One of Lola’s theories about my father’s hardly ever being home was that he was a vampire and only emerged from his coffin when it was dark.
And then we heard my mother’s voice at the front door. She was gushing like a fountain. “Why, Carla! What a lovely surprise. I’m afraid you caught me up to my elbows in flaky pastry.” Carla laughed in delight. “I was just saying to Ella the other day,” my mother gushed on, “that we don’t see enough of you any more. I told her she should invite you over. We don’t see you nearly enough.”
I went rigid with attention. I didn’t like the sound of that. It was too effusive. And my mother’s voice was a little mushy. Could she have moved cocktail hour back?
“Good God!” cried Lola in a hoarse whisper. “It’s the Santini!”
I reached the door first. It wasn’t that I’d become a snoop; but I had to keep at least an ear on my mother.

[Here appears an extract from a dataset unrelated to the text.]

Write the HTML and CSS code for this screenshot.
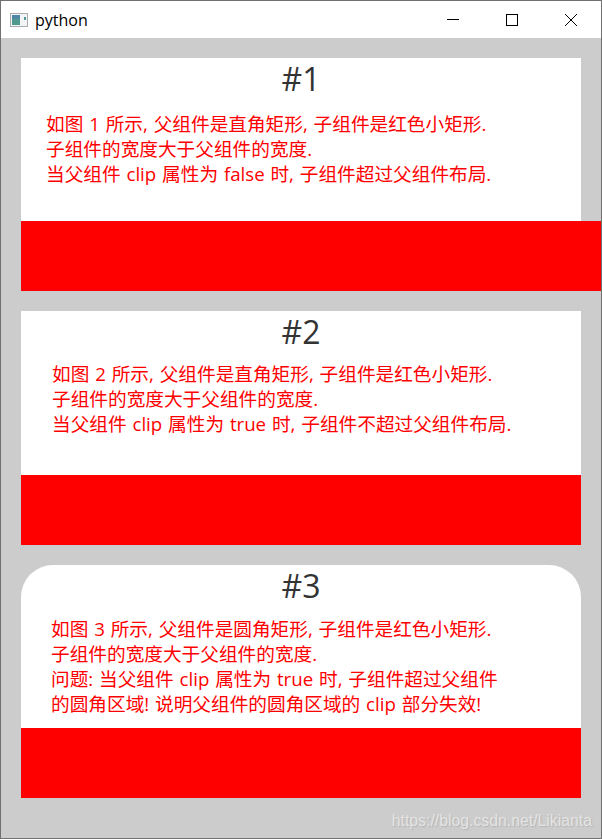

Just in case.
We tiptoed towards the head of the stairs.
“Actually, it’s you I came to see,” Carla was saying. “I have a really big favour to ask.”
Lola and I exchanged a look.
“Probably the head of her first born,” whispered Lola.
It was no time for joking. My mother had just invited Carla into the kitchen, where they could talk. And where the wine would be. All we could hear was: “Oh, please say yes. You know you’re the best cook in Dellwood.” Carla’s voice sounded as if her hands were clasped. “And it would be so cool.”
My mother laughed again. “I’m not sure Ella would think it was so cool…”
“Oh, Ella, won’t mind,” Carla assured her. “It’s not like we’re enemies, Mrs Gerard. We’re just opponents.”
“Yeah…” muttered Lola. “Like God and Satan.”
“Well…” My mother sighed as if she was weakening. “Are you sure it wouldn’t it be easier to have a barbecue?”
“Good Lord!” breathed Lola. “The brazen hussy. She’s hiring your mother to cook for her.”
“Shhh…!”
“That’s so boring,” Carla was saying. “I want something really special. Something that symbolizes my beliefs.”
Lola choked. “What’s she want her to make? A neutron bomb?”
This time I stepped on her heel. “Shhh…!”
Carla was now talking about spring rolls, samosas and tostadas. She’d already roughed out a menu.